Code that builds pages
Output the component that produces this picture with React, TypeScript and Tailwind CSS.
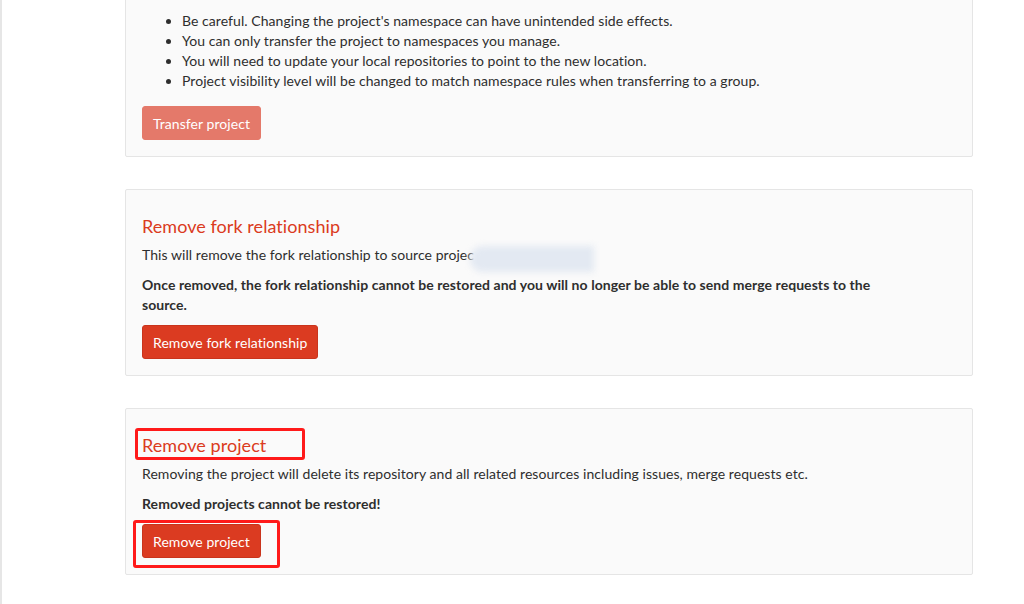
export default function App() {
  return (
    <div className="min-h-[604px] w-[1024px] overflow-hidden border-l-2 border-[#e6e6e6] bg-white font-['Lato',sans-serif] text-[14px] tracking-[0.06px] text-[#2e2e2e]">
      <div className="ml-[123px] w-[848px]">
        <section className="-mt-[40px] mb-8 rounded-[2px] border border-[#e5e5e5] bg-[#fafafa] px-4 pb-4 pt-[50px]">
          <ul className="mb-[15px] list-disc pl-10 leading-5">
            <li>Be careful. Changing the project's namespace can have unintended side effects.</li>
            <li>You can only transfer the project to namespaces you manage.</li>
            <li>You will need to update your local repositories to point to the new location.</li>
            <li>Project visibility level will be changed to match namespace rules when transferring to a group.</li>
          </ul>
          <button
            type="button"
            disabled
            className="h-[34px] rounded-[3px] border border-[#e4796a] bg-[#e4796a] px-[10px] text-[14px] text-white"
          >
            Transfer project
          </button>
        </section>

        <section className="mb-8 rounded-[2px] border border-[#e5e5e5] bg-[#fafafa] p-4">
          <h4 className="mb-[7px] mt-2 text-[18px] leading-6 text-[#db3b21]">Remove fork relationship</h4>
          <p className="mb-[10px] leading-5">
            This will remove the fork relationship to source projec
            <span className="relative inline-block w-[4px]">
              <span className="absolute -left-[4px] -top-[14px] h-[26px] w-[124px] rounded-l-full rounded-r-[40%] bg-[#e3e9f2] blur-[3px]" />
            </span>
          </p>
          <p className="mb-[10px] font-bold leading-5">
            Once removed, the fork relationship cannot be restored and you will no longer be able to send merge requests to the
            <br />
            source.
          </p>
          <button
            type="button"
            className="h-[34px] rounded-[3px] border border-[#c9341c] bg-[#db3b21] px-[10px] text-[14px] text-white"
          >
            Remove fork relationship
          </button>
        </section>

        <section className="relative rounded-[2px] border border-[#e5e5e5] bg-[#fafafa] p-4">
          <h4 className="mb-[7px] mt-2 text-[18px] leading-6 text-[#db3b21]">Remove project</h4>
          <p className="mb-[10px] leading-5">
            Removing the project will delete its repository and all related resources including issues, merge requests etc.
          </p>
          <p className="mb-[10px] font-bold leading-5">Removed projects cannot be restored!</p>
          <button
            type="button"
            className="h-[34px] rounded-[3px] border border-[#c9341c] bg-[#db3b21] px-[10px] text-[14px] text-white"
          >
            Remove project
          </button>
          <div className="pointer-events-none absolute left-[9px] top-[19px] h-[32px] w-[170px] rounded-[3px] border-[3px] border-[#ff1a1a]" />
          <div className="pointer-events-none absolute left-[7px] top-[111px] h-[48px] w-[147px] rounded-[3px] border-[3px] border-[#ff1a1a]" />
        </section>
      </div>
    </div>
  );
}
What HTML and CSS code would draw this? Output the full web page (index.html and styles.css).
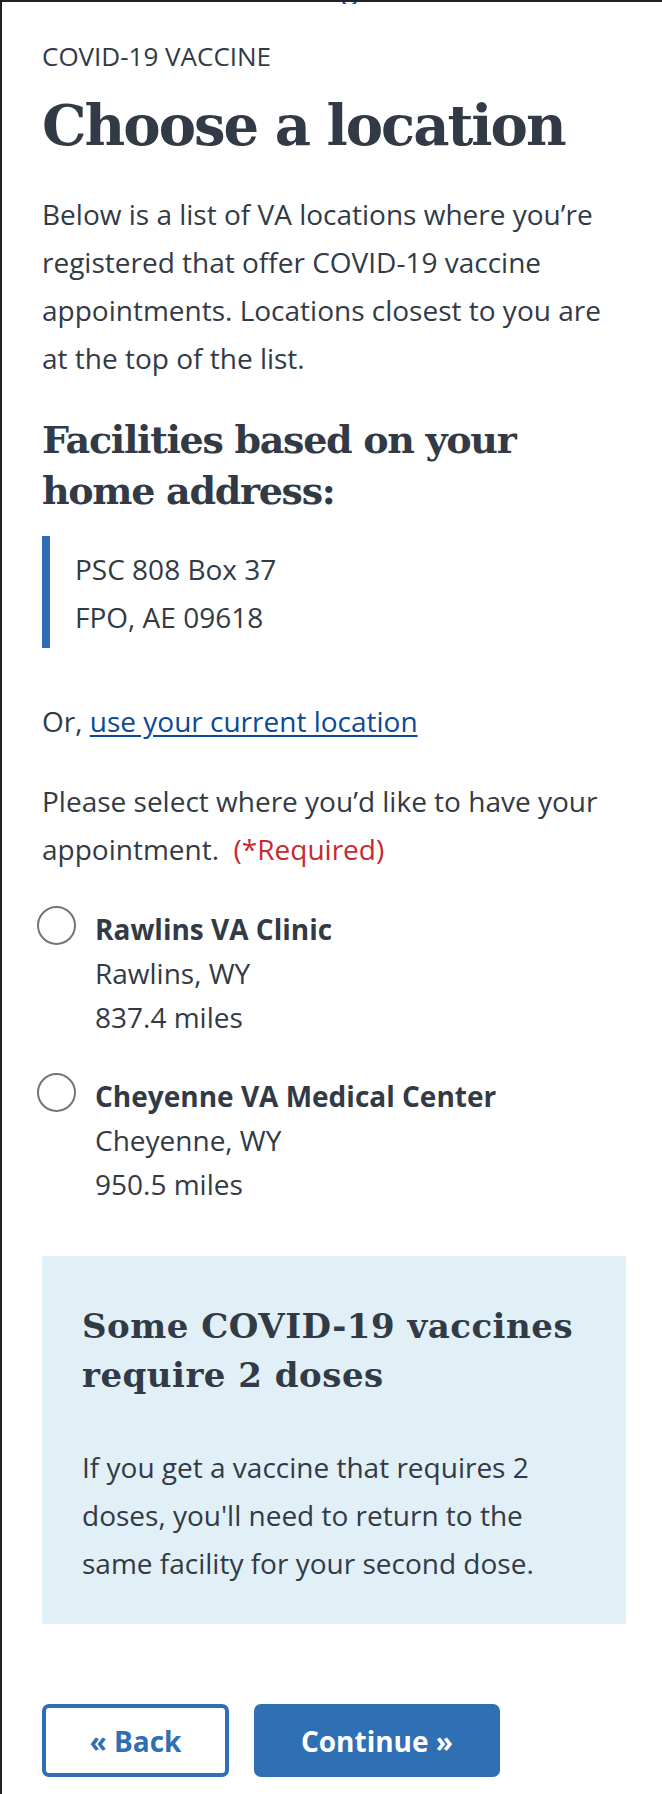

**TASK**
Retype all entries exactly as they appear, dropping the images.

**CORRECT RESPONSE**
Output the component that produces this picture with React, TypeScript and Tailwind CSS.
export default function App() {
  return (
    <div className="min-h-[604px] w-[1024px] overflow-hidden border-l-2 border-[#e6e6e6] bg-white font-['Lato',sans-serif] text-[14px] tracking-[0.06px] text-[#2e2e2e]">
      <div className="ml-[123px] w-[848px]">
        <section className="-mt-[40px] mb-8 rounded-[2px] border border-[#e5e5e5] bg-[#fafafa] px-4 pb-4 pt-[50px]">
          <ul className="mb-[15px] list-disc pl-10 leading-5">
            <li>Be careful. Changing the project's namespace can have unintended side effects.</li>
            <li>You can only transfer the project to namespaces you manage.</li>
            <li>You will need to update your local repositories to point to the new location.</li>
            <li>Project visibility level will be changed to match namespace rules when transferring to a group.</li>
          </ul>
          <button
            type="button"
            disabled
            className="h-[34px] rounded-[3px] border border-[#e4796a] bg-[#e4796a] px-[10px] text-[14px] text-white"
          >
            Transfer project
          </button>
        </section>

        <section className="mb-8 rounded-[2px] border border-[#e5e5e5] bg-[#fafafa] p-4">
          <h4 className="mb-[7px] mt-2 text-[18px] leading-6 text-[#db3b21]">Remove fork relationship</h4>
          <p className="mb-[10px] leading-5">
            This will remove the fork relationship to source projec
            <span className="relative inline-block w-[4px]">
              <span className="absolute -left-[4px] -top-[14px] h-[26px] w-[124px] rounded-l-full rounded-r-[40%] bg-[#e3e9f2] blur-[3px]" />
            </span>
          </p>
          <p className="mb-[10px] font-bold leading-5">
            Once removed, the fork relationship cannot be restored and you will no longer be able to send merge requests to the
            <br />
            source.
          </p>
          <button
            type="button"
            className="h-[34px] rounded-[3px] border border-[#c9341c] bg-[#db3b21] px-[10px] text-[14px] text-white"
          >
            Remove fork relationship
          </button>
        </section>

        <section className="relative rounded-[2px] border border-[#e5e5e5] bg-[#fafafa] p-4">
          <h4 className="mb-[7px] mt-2 text-[18px] leading-6 text-[#db3b21]">Remove project</h4>
          <p className="mb-[10px] leading-5">
            Removing the project will delete its repository and all related resources including issues, merge requests etc.
          </p>
          <p className="mb-[10px] font-bold leading-5">Removed projects cannot be restored!</p>
          <button
            type="button"
            className="h-[34px] rounded-[3px] border border-[#c9341c] bg-[#db3b21] px-[10px] text-[14px] text-white"
          >
            Remove project
          </button>
          <div className="pointer-events-none absolute left-[9px] top-[19px] h-[32px] w-[170px] rounded-[3px] border-[3px] border-[#ff1a1a]" />
          <div className="pointer-events-none absolute left-[7px] top-[111px] h-[48px] w-[147px] rounded-[3px] border-[3px] border-[#ff1a1a]" />
        </section>
      </div>
    </div>
  );
}
What HTML and CSS code would draw this? Output the full web page (index.html and styles.css).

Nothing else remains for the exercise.